Cheddar Bay Egg Fluffs with title written on chalkboard

Cheddar Bay Egg Fluffs

  • Author: Caitlin
  • Prep Time: 5 mins
  • Cook Time: 6 mins
  • Total Time: 11 mins
  • Yield: 2 ‘biscuits’
  • Category: Breakfast
  • Method: Whipped, Baked
  • Cuisine: American
  • Diet: Low Calorie

Description

A light, cheesy alternative to traditional biscuits and toast made from whipped egg whites. These fluffs hold an egg yolk in the center and clock in at about 208 calories for two eggs.


Ingredients

  • 2 large eggs
  • ⅛ cup shredded cheddar cheese
  • ⅛ tsp dried parsley
  • ⅛ tsp garlic powder
  • Fresh ground pepper, to taste

Instructions

  1. Preheat oven to 450°F.
  2. Separate the egg yolks and whites. Place each yolk in its own small bowl or ramekin and combine the whites in a mixing bowl.
  3. Whisk the egg whites with an electric mixer on high for 3–4 minutes, until stiff peaks form.
  4. Gently fold in ⅛ cup shredded cheddar, ⅛ tsp dried parsley, ⅛ tsp garlic powder and fresh ground pepper to taste.
  5. Line a baking sheet with parchment or use foil sprayed with cooking spray. Spoon two mounds of the whipped mixture onto the sheet.
  6. Create a shallow indent in the center of each mound.
  7. Bake for 3 minutes, then remove and carefully place a yolk into each indent.
  8. Return to the oven and bake 3–4 more minutes, or until yolks reach desired doneness. Top with extra parsley and serve immediately.

Notes

See the step-by-step photos above to follow the process visually. Adjust cheese and seasonings if scaling the recipe up.

Did you make this recipe?

Share a photo — we’d love to see your version!

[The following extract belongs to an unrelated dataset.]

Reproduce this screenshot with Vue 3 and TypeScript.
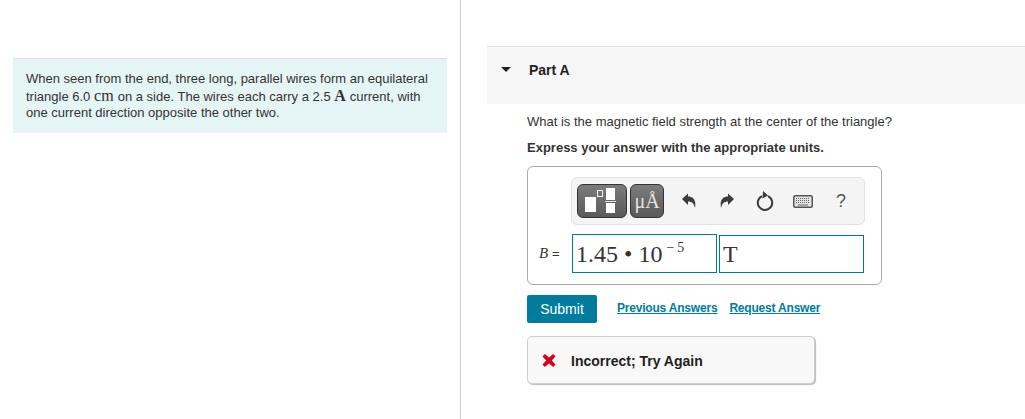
<script setup lang="ts">
const toolIcons = [
  { id: 'undo', d: 'M0 6 L6 0.500 L6 3.500 C11 3.500 14.500 7 13 15 C12 10.500 10 8.500 6 8.500 L6 12 Z' },
  { id: 'redo', d: 'M14 6 L8 0.500 L8 3.500 C3 3.500 -0.500 7 1 15 C2 10.500 4 8.500 8 8.500 L8 12 Z' },
]
</script>

<template>
  <div class="page">
    <section class="intro">
      <div class="intro-box">
        When seen from the end, three long, parallel wires form an equilateral
        triangle 6.0 <span class="unit">cm</span> on a side. The wires each carry a 2.5
        <span class="unit bold">A</span> current, with one current direction opposite the other two.
      </div>
    </section>

    <section class="part">
      <header class="part-head">
        <span class="caret"></span>
        <h2>Part A</h2>
      </header>

      <div class="part-body">
        <p class="question">What is the magnetic field strength at the center of the triangle?</p>
        <p class="instruction">Express your answer with the appropriate units.</p>

        <div class="answer-box">
          <div class="toolbar">
            <button class="tpl tpl-wide" type="button">
              <svg width="48" height="32" viewBox="0 0 48 32">
                <rect x="7" y="12" width="11" height="15" fill="#fff" />
                <rect x="19.500" y="5.500" width="5" height="6" fill="none" stroke="#f2f2f2" />
                <rect x="28" y="3" width="9" height="12" fill="#fff" />
                <rect x="27" y="16" width="11" height="1" fill="#e4e4e4" />
                <rect x="28" y="18" width="9" height="10" fill="#fff" />
              </svg>
            </button>
            <button class="tpl tpl-unit" type="button">μÅ</button>
            <div class="tools">
              <svg v-for="icon in toolIcons" :key="icon.id" width="14" height="16" viewBox="0 0 14 16">
                <path :d="icon.d" fill="#3c3c3c" />
              </svg>
              <svg width="18" height="21" viewBox="0 1 18 21">
                <path d="M6 6.200 A7.200 7.200 0 1 0 12 6.200" fill="none" stroke="#3c3c3c" stroke-width="2" />
                <path d="M7 1 L12 5.500 L6.500 8.500 Z" fill="#3c3c3c" />
              </svg>
              <svg width="20" height="13" viewBox="0 0 20 13">
                <rect x="0.750" y="0.750" width="18.500" height="11.500" rx="1.500" fill="#e4e4e4" stroke="#555" stroke-width="1.500" />
                <path d="M3 3.500 H17 M3 5.500 H17 M3 7.500 H17" stroke="#666" stroke-dasharray="1 1" />
                <path d="M5 10 H15" stroke="#666" />
              </svg>
              <span class="help">?</span>
            </div>
          </div>

          <div class="answer-row">
            <span class="var"><i>B</i> <span class="eq">=</span></span>
            <div class="field field-value">1.45 • 10<sup>−5</sup></div>
            <div class="field field-unit">T</div>
          </div>
        </div>

        <div class="actions">
          <button class="submit" type="button">Submit</button>
          <a class="link" href="#">Previous Answers</a>
          <a class="link" href="#">Request Answer</a>
        </div>

        <div class="feedback">
          <svg width="14" height="13" viewBox="0 0 14 13">
            <path d="M0.500 2.500 L2.800 0 L7 3.600 L11.200 0 L13.500 2.500 L9.800 6.500 L13.500 10.500 L11.200 13 L7 9.400 L2.800 13 L0.500 10.500 L4.200 6.500 Z" fill="#d6001c" />
          </svg>
          <span class="feedback-text">Incorrect; Try Again</span>
        </div>
      </div>
    </section>
  </div>
</template>

<style>
html, body {
  margin: 0;
  background: #fff;
}
</style>

<style scoped>
.page {
  display: flex;
  height: 419px;
  overflow: hidden;
  font-family: "Liberation Sans", Arial, sans-serif;
  font-size: 13px;
  color: #333;
}
.intro {
  box-sizing: border-box;
  width: 461px;
  flex: none;
  padding: 58px 13px 0;
  border-right: 1px solid #c5d3e0;
}
.intro-box {
  box-sizing: border-box;
  width: 434px;
  height: 75px;
  padding: 12px 13px 0;
  background: #e5f5f6;
  border-top: 1px solid #dfe3e5;
  line-height: 16.500px;
}
.unit {
  font-family: "Liberation Serif", serif;
  font-size: 16px;
  letter-spacing: 0.300px;
  line-height: 1;
}
.bold {
  font-weight: 700;
}
.part {
  flex: 1;
  padding: 46px 0 0 26px;
}
.part-head {
  display: flex;
  height: 58px;
  box-sizing: border-box;
  padding: 15px 0 0 14px;
  background: #f7f7f7;
  border-top: 1px solid #e2e2e2;
}
.caret {
  width: 0;
  height: 0;
  margin: 5px 18px 0 0;
  border-left: 5.500px solid transparent;
  border-right: 5.500px solid transparent;
  border-top: 5px solid #222;
}
h2 {
  margin: 0;
  font-size: 14px;
  line-height: 16px;
  font-weight: 700;
  color: #222;
}
.part-body {
  padding: 10px 0 0 40px;
}
.question {
  margin: 0;
  line-height: 16px;
}
.instruction {
  margin: 10px 0 0;
  line-height: 16px;
  font-weight: 700;
}
.answer-box {
  box-sizing: border-box;
  width: 355px;
  height: 119px;
  margin-top: 10px;
  padding: 10px 17px 0 14px;
  border: 1px solid #aaa;
  border-radius: 6px;
}
.toolbar {
  display: flex;
  box-sizing: border-box;
  width: 294px;
  height: 48px;
  margin-left: 29px;
  padding: 6px 0 0 5px;
  gap: 3px;
  background: #f4f4f4;
  border: 1px solid #e2e2e2;
  border-radius: 6px;
}
.tpl {
  display: flex;
  align-items: center;
  justify-content: center;
  box-sizing: border-box;
  height: 34px;
  padding: 0;
  border: 1px solid #333;
  border-radius: 6px;
  background: linear-gradient(#7c7c7c, #5a5a5a);
}
.tpl-wide {
  width: 50px;
}
.tpl-unit {
  width: 34px;
  color: #e6e6e6;
  font-family: "Liberation Serif", serif;
  font-size: 20px;
}
.tools {
  display: grid;
  grid-template-columns: repeat(5, 38px);
  justify-items: center;
  align-items: center;
  height: 34px;
  margin-left: 3px;
}
.help {
  font-family: "Liberation Sans", sans-serif;
  font-size: 18px;
  color: #555;
}
.answer-row {
  display: flex;
  align-items: flex-end;
  gap: 2px;
  margin-top: 9px;
}
.var {
  align-self: center;
  width: 31px;
  margin-left: -3px;
  font-family: "Liberation Serif", serif;
  font-size: 15px;
  color: #333;
}
.eq {
  font-family: "Liberation Sans", sans-serif;
  font-size: 13px;
}
.field {
  box-sizing: border-box;
  width: 145px;
  border: 1px solid #007a9b;
  font-family: "Liberation Serif", serif;
  font-size: 24px;
  line-height: 30px;
  color: #333;
}
.field-value {
  height: 39px;
  padding: 4px 0 0 3px;
}
.field-value sup {
  font-size: 14px;
  line-height: 0;
  vertical-align: 10px;
  letter-spacing: 3px;
  margin-left: 4px;
}
.field-unit {
  height: 38px;
  padding: 3px 0 0 3px;
}
.actions {
  display: flex;
  align-items: center;
  margin-top: 10px;
}
.submit {
  box-sizing: border-box;
  width: 70px;
  height: 28px;
  padding: 0;
  border: 0;
  border-radius: 2px;
  background: #007c9e;
  color: #fff;
  font: 14px "Liberation Sans", Arial, sans-serif;
}
.link {
  margin: -2px 0 0 20px;
  color: #007c9e;
  font-size: 12px;
  font-weight: 700;
  letter-spacing: -0.200px;
  line-height: 14px;
}
.link + .link {
  margin-left: 12px;
}
.feedback {
  display: flex;
  align-items: center;
  gap: 15px;
  box-sizing: border-box;
  width: 288px;
  height: 48px;
  margin-top: 13px;
  padding-left: 14px;
  background: #f8f8f8;
  border: 1px solid #ccc;
  border-radius: 5px;
  box-shadow: 1px 1px 1px #bbb;
  font-size: 14px;
  font-weight: 700;
  color: #222;
}
.feedback-text {
  margin-top: 2px;
}
</style>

Recipe adapted from Mother Thyme — I affectionately call them “fluffs” instead of “nests” because I liked the name.

Did you try them? Did they make the cut or crumble for you? Leave a comment with any tweaks or serving ideas — they pair well with ham or turkey sausage for a heartier breakfast.

Below are a pair of photos showing an original image and a later updated image, reflecting my progress in food photography.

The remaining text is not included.